» PROBLEM DETAILS: Your task is to filter the data below down to the lines holding "index".

» RECORDS FOR THE TASK:
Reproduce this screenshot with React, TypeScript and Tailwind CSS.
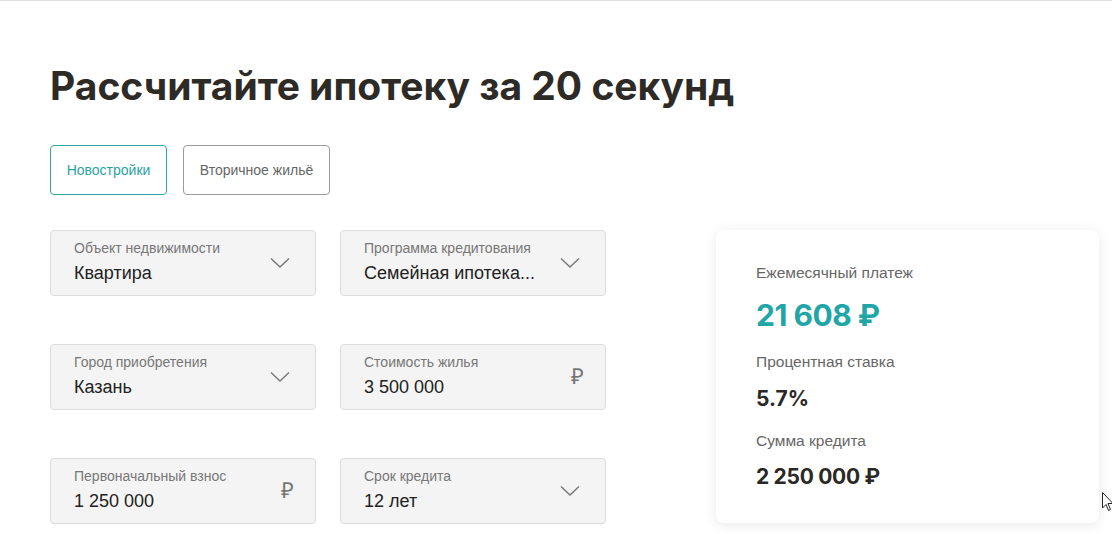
import React from "react";

const Chevron = () => (
  <svg width="20" height="12" viewBox="0 0 20 12" fill="none" className="shrink-0">
    <path d="M1 1.5 L10 10 L19 1.5" stroke="#777" strokeWidth="1.4" />
  </svg>
);

const Field = ({
  label,
  value,
  icon,
}: {
  label: string;
  value: string;
  icon: "chevron" | "rub";
}) => (
  <div className="flex h-[66px] w-[266px] items-center rounded-[4px] border border-[#dcdcdc] bg-[#f4f4f4] pl-[23px] pr-[25px]">
    <div className="flex min-w-0 flex-1 flex-col self-start pt-[8px]">
      <span className="text-[14px] leading-[18px] text-[#777]">{label}</span>
      <span className="mt-[5px] text-[18px] leading-[22px] text-[#222]">{value}</span>
    </div>
    {icon === "chevron" ? (
      <Chevron />
    ) : (
      <span className="mr-[-4px] text-[22px] font-light leading-none text-[#777]">₽</span>
    )}
  </div>
);

const heading = { fontFamily: 'Inter, "Noto Sans", sans-serif' };

export default function App() {
  return (
    <div
      className="relative h-[534px] w-[1112px] overflow-hidden border-t border-[#dedede] bg-white"
      style={{ fontFamily: '"Liberation Sans", Arial, sans-serif' }}
    >
      <div className="flex flex-col pl-[50px] pt-[61px]">
        <h1
          className="whitespace-nowrap text-[39px] font-bold leading-[48px] tracking-[0px] text-[#2e2b27]"
          style={heading}
        >
          Рассчитайте ипотеку за 20 секунд
        </h1>
        <div className="mt-[35px] flex gap-[16px]">
          <button className="h-[50px] w-[117px] rounded-[4px] border border-[#2aa8a8] text-[14px] text-[#2aa3a3]">
            Новостройки
          </button>
          <button className="h-[50px] w-[147px] rounded-[4px] border border-[#9a9a9a] text-[14px] text-[#666]">
            Вторичное жильё
          </button>
        </div>
        <div className="mt-[35px] flex items-start">
          <div className="grid grid-cols-[266px_266px] gap-x-[24px] gap-y-[48px]">
            <Field label="Объект недвижимости" value="Квартира" icon="chevron" />
            <Field label="Программа кредитования" value="Семейная ипотека..." icon="chevron" />
            <Field label="Город приобретения" value="Казань" icon="chevron" />
            <Field label="Стоимость жилья" value="3 500 000" icon="rub" />
            <div className="flex flex-col">
              <Field label="Первоначальный взнос" value="1 250 000" icon="rub" />
              <span className="mt-[6px] pl-[24px] text-[12px] text-[#999]">От 10% до 90%</span>
            </div>
            <Field label="Срок кредита" value="12 лет" icon="chevron" />
          </div>
          <div className="ml-[110px] flex h-[293px] w-[383px] flex-col rounded-[8px] bg-white pl-[40px] pt-[33px] shadow-[0_2px_14px_rgba(0,0,0,0.09)]">
            <span className="text-[15.5px] leading-[20px] text-[#666]">Ежемесячный платеж</span>
            <span
              className="mt-[13px] text-[30px] font-bold leading-[38px] tracking-[-0.5px] text-[#20a6a6]"
              style={heading}
            >
              21 608 ₽
            </span>
            <span className="mt-[18px] text-[15.5px] leading-[20px] text-[#666]">Процентная ставка</span>
            <span
              className="mt-[13px] text-[21px] font-bold leading-[28px] text-[#2b2925]"
              style={heading}
            >
              5.7%
            </span>
            <span className="mt-[18px] text-[15.5px] leading-[20px] text-[#666]">Сумма кредита</span>
            <span
              className="mt-[12px] text-[21px] font-bold leading-[28px] tracking-[-0.3px] text-[#2b2925]"
              style={heading}
            >
              2 250 000 ₽
            </span>
          </div>
        </div>
      </div>
      <svg
        className="absolute left-[1102px] top-[491px]"
        width="12"
        height="20"
        viewBox="0 0 12 20"
      >
        <path d="M0.5 0.5 L0.5 16 L4 12.5 L6.5 18.5 L8.5 17.5 L6 11.5 L11 11.5 Z" fill="white" stroke="#222" strokeWidth="1" />
      </svg>
    </div>
  );
}
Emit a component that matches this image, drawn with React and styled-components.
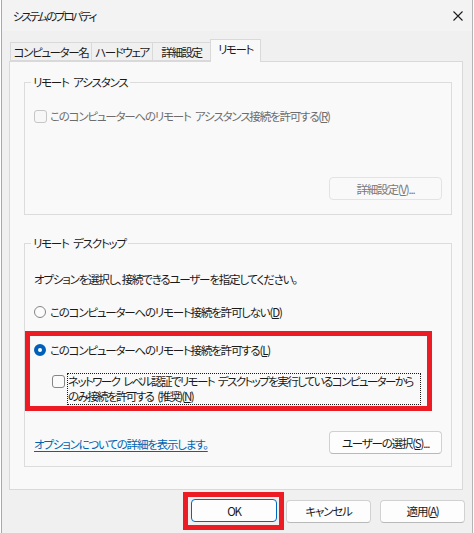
import React from "react";
import styled, { createGlobalStyle } from "styled-components";

const GlobalStyle = createGlobalStyle`
    html, body {
        margin: 0;
        padding: 0;
        background: #ffffff;
    }
    body {
        font-family: "Noto Sans CJK JP", "Noto Sans", sans-serif;
        font-size: 11.5px;
        letter-spacing: -1.2px;
        word-spacing: 3px;
        font-feature-settings: "palt";
        color: #1a1a1a;
    }
`;

const tabs = [
    { label: "コンピューター名", width: 82 },
    { label: "ハードウェア", width: 62 },
    { label: "詳細設定", width: 59 },
    { label: "リモート", width: 51, active: true },
];

export default function App() {
    return (
        <>
            <GlobalStyle />
            <Window>
                <TitleBar>
                    <Title>システムのプロパティ</Title>
                    <CloseIcon viewBox="0 0 10 10">
                        <path d="M0.5 0.5 L9.5 9.5 M9.5 0.5 L0.5 9.5" />
                    </CloseIcon>
                </TitleBar>
                <Body>
                    <TabRow>
                        {tabs.map((t) => (
                            <Tab key={t.label} $w={t.width} $active={t.active}>
                                {t.label}
                            </Tab>
                        ))}
                    </TabRow>
                    <Panel>
                        <Group>
                            <Legend>リモート&nbsp;アシスタンス</Legend>
                            <Row $top={18} $disabled>
                                <CheckBox $disabled />
                                <span>
                                    このコンピューターへのリモート&nbsp;アシスタンス接続を許可する(<u>R</u>)
                                </span>
                            </Row>
                            <Button $disabled $top={53} $right>
                                詳細設定(<u>V</u>)...
                            </Button>
                        </Group>

                        <Group $top={20} $bottom={12}>
                            <Legend>リモート&nbsp;デスクトップ</Legend>
                            <Row $top={20}>
                                オプションを選択し、接続できるユーザーを指定してください。
                            </Row>
                            <Row $top={17}>
                                <Radio />
                                <span>
                                    このコンピューターへのリモート接続を許可しない(<u>D</u>)
                                </span>
                            </Row>
                            <Highlight>
                                <Row>
                                    <Radio $checked />
                                    <span>
                                        このコンピューターへのリモート接続を許可する(<u>L</u>)
                                    </span>
                                </Row>
                                <SubRow>
                                    <CheckBox />
                                    <FocusLabel>
                                        ネットワーク&nbsp;レベル認証でリモート&nbsp;デスクトップを実行しているコンピューターから
                                        <br />
                                        のみ接続を許可する&nbsp;(推奨)(<u>N</u>)
                                    </FocusLabel>
                                </SubRow>
                            </Highlight>
                            <FooterRow>
                                <Link href="#">オプションについての詳細を表示します。</Link>
                                <Button>
                                    ユーザーの選択(<u>S</u>)...
                                </Button>
                            </FooterRow>
                        </Group>
                    </Panel>
                </Body>
                <ButtonBar>
                    <OkMark>
                        <Button $w={86} $focused>
                            OK
                        </Button>
                    </OkMark>
                    <Button $w={85}>キャンセル</Button>
                    <Button $w={85} $left={9}>
                        適用(<u>A</u>)
                    </Button>
                </ButtonBar>
            </Window>
        </>
    );
}

const Window = styled.div`
    box-sizing: border-box;
    width: 472px;
    height: 533px;
    margin-left: 1px;
    background: #f0f0f0;
    border-left: 1px solid #a9a9a9;
    border-right: 1px solid #b4b4b4;
    display: flex;
    flex-direction: column;
`;

const TitleBar = styled.div`
    height: 31px;
    flex-shrink: 0;
    display: flex;
    align-items: center;
    justify-content: space-between;
    padding: 0 9px 0 11px;
    background: #f3f3f3;
    color: #1b1b1b;
`;

const Title = styled.span`
    letter-spacing: -2.2px;
`;

const CloseIcon = styled.svg`
    width: 10px;
    height: 10px;
    path {
        stroke: #1b1b1b;
        stroke-width: 1.1;
        fill: none;
    }
`;

const Body = styled.div`
    padding: 8px 9px 0 7px;
    display: flex;
    flex-direction: column;
`;

const TabRow = styled.div`
    display: flex;
    align-items: flex-end;
    height: 22px;
    padding-left: 1px;
`;

const Tab = styled.div`
    box-sizing: border-box;
    width: ${(p) => p.$w}px;
    height: ${(p) => (p.$active ? 23 : 19)}px;
    margin-bottom: ${(p) => (p.$active ? -1 : 0)}px;
    display: flex;
    align-items: center;
    justify-content: center;
    padding-top: ${(p) => (p.$active ? 0 : 1)}px;
    padding-bottom: ${(p) => (p.$active ? 4 : 0)}px;
    background: ${(p) => (p.$active ? "#f9f9f9" : "#f0f0f0")};
    border: 1px solid #d9d9d9;
    border-bottom: ${(p) => (p.$active ? "none" : "1px solid #d9d9d9")};
    margin-left: -1px;
    position: relative;
    z-index: ${(p) => (p.$active ? 2 : 1)};
    white-space: nowrap;
    letter-spacing: -1.4px;
    &:first-child {
        margin-left: 0;
    }
`;

const Panel = styled.div`
    box-sizing: border-box;
    height: 429px;
    background: #f9f9f9;
    border: 1px solid #d9d9d9;
    padding: 12px 10px 0 14px;
    display: flex;
    flex-direction: column;
`;

const Group = styled.fieldset`
    margin: ${(p) => p.$top || 0}px 0 0 0;
    padding: 0 9px ${(p) => (p.$bottom !== undefined ? p.$bottom : 14)}px 9px;
    border: 1px solid #dcdcdc;
    display: flex;
    flex-direction: column;
    min-width: 0;
`;

const Legend = styled.legend`
    margin-left: -3px;
    padding: 0 2px;
    line-height: 16px;
    color: #1a1a1a;
`;

const Row = styled.div`
    display: flex;
    align-items: center;
    height: 16px;
    line-height: 16px;
    margin-top: ${(p) => p.$top || 0}px;
    color: ${(p) => (p.$disabled ? "#6d6d6d" : "#1a1a1a")};
    white-space: nowrap;
`;

const CheckBox = styled.span`
    box-sizing: border-box;
    width: 13px;
    height: 13px;
    flex-shrink: 0;
    margin-right: 3px;
    border-radius: 3px;
    border: 1px solid ${(p) => (p.$disabled ? "#c6c6c6" : "#858585")};
    background: ${(p) => (p.$disabled ? "#f7f7f7" : "#fbfbfb")};
`;

const Radio = styled.span`
    box-sizing: border-box;
    width: 12px;
    height: 12px;
    flex-shrink: 0;
    margin-right: 4px;
    border-radius: 50%;
    border: ${(p) => (p.$checked ? "4px solid #005fb8" : "1px solid #858585")};
    background: ${(p) => (p.$checked ? "#ffffff" : "#fbfbfb")};
`;

const Highlight = styled.div`
    box-sizing: border-box;
    width: 407px;
    margin: 11px 0 0 -9px;
    padding: 6px 0 1px 4px;
    border: 5px solid #ed1c24;
    display: flex;
    flex-direction: column;
`;

const SubRow = styled.div`
    display: flex;
    align-items: flex-start;
    margin-top: 15px;
    padding-left: 18px;
    & > ${CheckBox} {
        margin-top: 2px;
        margin-right: 2px;
    }
`;

const FocusLabel = styled.div`
    box-sizing: border-box;
    width: 354px;
    border: 1px dotted #1a1a1a;
    line-height: 15px;
    white-space: nowrap;
    letter-spacing: -1.6px;
    color: #1a1a1a;
`;

const FooterRow = styled.div`
    display: flex;
    align-items: center;
    justify-content: space-between;
    margin-top: 20px;
`;

const Link = styled.a`
    color: #0063b1;
    text-decoration: underline;
    text-underline-offset: 2px;
    padding-top: 3px;
`;

const Button = styled.div`
    box-sizing: border-box;
    width: ${(p) => p.$w || 113}px;
    height: 23px;
    flex-shrink: 0;
    margin-top: ${(p) => p.$top || 0}px;
    margin-left: ${(p) => p.$left || 0}px;
    align-self: ${(p) => (p.$right ? "flex-end" : "auto")};
    display: flex;
    align-items: center;
    justify-content: center;
    border-radius: 4px;
    background: ${(p) => (p.$disabled ? "#f9f9f9" : "#fdfdfd")};
    border: 1px solid
        ${(p) => (p.$focused ? "#0067c0" : p.$disabled ? "#e3e3e3" : "#d1d1d1")};
    border-bottom-color: ${(p) =>
        p.$focused ? "#0067c0" : p.$disabled ? "#e3e3e3" : "#b9b9b9"};
    color: ${(p) => (p.$disabled ? "#7a7a7a" : "#1a1a1a")};
    white-space: nowrap;
`;

const ButtonBar = styled.div`
    display: flex;
    justify-content: flex-end;
    align-items: center;
    margin-top: 2px;
    padding-right: 7px;
`;

const OkMark = styled.div`
    box-sizing: border-box;
    border: 5px solid #ed1c24;
    padding: 2px 2px 3px 3px;
    margin-right: 2px;
    display: flex;
`;
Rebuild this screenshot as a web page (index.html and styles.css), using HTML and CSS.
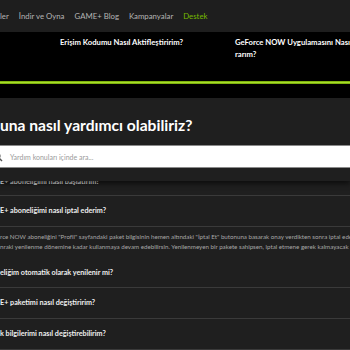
FILE: index.html
```html
<!DOCTYPE html>
<html lang="tr">
<head>
<meta charset="utf-8">
<link rel="stylesheet" href="styles.css">
</head>
<body>
<header class="nav">
  <span class="nav-item">ler</span>
  <span class="nav-item">İndir ve Oyna</span>
  <span class="nav-item">GAME+ Blog</span>
  <span class="nav-item">Kampanyalar</span>
  <span class="nav-item active">Destek</span>
</header>
<section class="articles">
  <div class="article-row">
    <div class="article a1">Erişim Kodumu Nasıl Aktifleştiririm?</div>
    <div class="article a2">GeForce NOW Uygulamasını Nası<br>rarım?</div>
  </div>
  <div class="green-bar"></div>
</section>
<section class="help">
  <div class="help-head">
    <h1 class="title">una nasıl yardımcı olabiliriz?</h1>
    <div class="search">
      <svg class="search-icon" width="10" height="10" viewBox="0 0 10 10"><circle cx="3" cy="4" r="3" fill="none" stroke="#555" stroke-width="1.2"/><line x1="5.2" y1="6.2" x2="8" y2="9" stroke="#555" stroke-width="1.4"/></svg>
      <span class="placeholder">Yardım konuları içinde ara...</span>
    </div>
  </div>
  <ul class="faq">
    <li class="q first">E+ aboneliğimi nasıl başlatırım?</li>
    <li class="q open">E+ aboneliğimi nasıl iptal ederim?</li>
    <li class="answer">rce NOW aboneliğini "Profil" sayfandaki paket bilgisinin hemen altındaki "İptal Et" butonuna basarak onay verdikten sonra iptal ede<br>nraki yenilenme dönemine kadar kullanmaya devam edebilirsin. Yenilenmeyen bir pakete sahipsen, iptal etmene gerek kalmayacak</li>
    <li class="q after">eliğim otomatik olarak yenilenir mi?</li>
    <li class="q">E+ paketimi nasıl değiştiririm?</li>
    <li class="q">k bilgilerimi nasıl değiştirebilirim?</li>
  </ul>
</section>
</body>
</html>
```

FILE: styles.css
```css
* { box-sizing: border-box; }
html, body { margin: 0; padding: 0; }
body {
  background: #1f1f1f;
  font-family: "Lato", "DejaVu Sans", sans-serif;
  overflow: hidden;
  width: 350px;
}
.nav {
  height: 32px;
  background: #1e1e1e;
  display: flex;
  align-items: center;
  gap: 10px;
  font-size: 7.8px;
  color: #b4b4b4;
  white-space: nowrap;
}
.nav-item.active { color: #76b900; }
.articles {
  background: #000;
  height: 66px;
  display: flex;
  flex-direction: column;
}
.article-row {
  display: flex;
  padding-top: 5px;
  height: 49px;
  white-space: nowrap;
  overflow: hidden;
}
.article {
  flex-shrink: 0;
  color: #fff;
  font-weight: 700;
  font-size: 7.7px;
  line-height: 11.5px;
}
.a1 { margin-left: 60px; width: 175px; }
.a2 { width: 115px; }
.green-bar {
  height: 3px;
  background: linear-gradient(#6c9e00, #a6dc2a 50%, #6c9e00);
}
.help-head {
  position: relative;
  z-index: 1;
  background: #1f1f1f;
  padding-top: 17px;
  padding-bottom: 13px;
  box-shadow: 0 3px 5px rgba(0,0,0,0.55);
}
.title {
  margin: 0 0 10px;
  color: #fff;
  font-size: 15.6px;
  font-weight: 700;
  line-height: 20px;
  white-space: nowrap;
}
.search {
  height: 23px;
  background: #fff;
  border-top: 1px solid #8a8a8a;
  border-bottom: 1px solid #8a8a8a;
  display: flex;
  align-items: center;
}
.search-icon { margin-left: -6px; margin-right: 6px; }
.placeholder { color: #9a9a9a; font-size: 7px; }
.faq {
  list-style: none;
  margin: -8px 0 0;
  padding: 0;
}
.q {
  color: #f0f0f0;
  font-weight: 700;
  font-size: 7.2px;
  height: 31px;
  line-height: 30px;
  border-bottom: 1px solid #3a3a3a;
  white-space: nowrap;
}
.q.first { height: 23px; line-height: 18px; }
.answer {
  color: #a8a8a8;
  font-size: 6.2px;
  line-height: 10px;
  padding-top: 5px;
  height: 37px;
  white-space: nowrap;
  overflow: hidden;
}
.q.after { line-height: 18px; height: 24px; }
```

» REPLY:
    z-index: ${(p) => (p.$active ? 2 : 1)};
Rebuild this screenshot as a web page (index.html and styles.css), using HTML and CSS.
FILE: index.html
  z-index: 1;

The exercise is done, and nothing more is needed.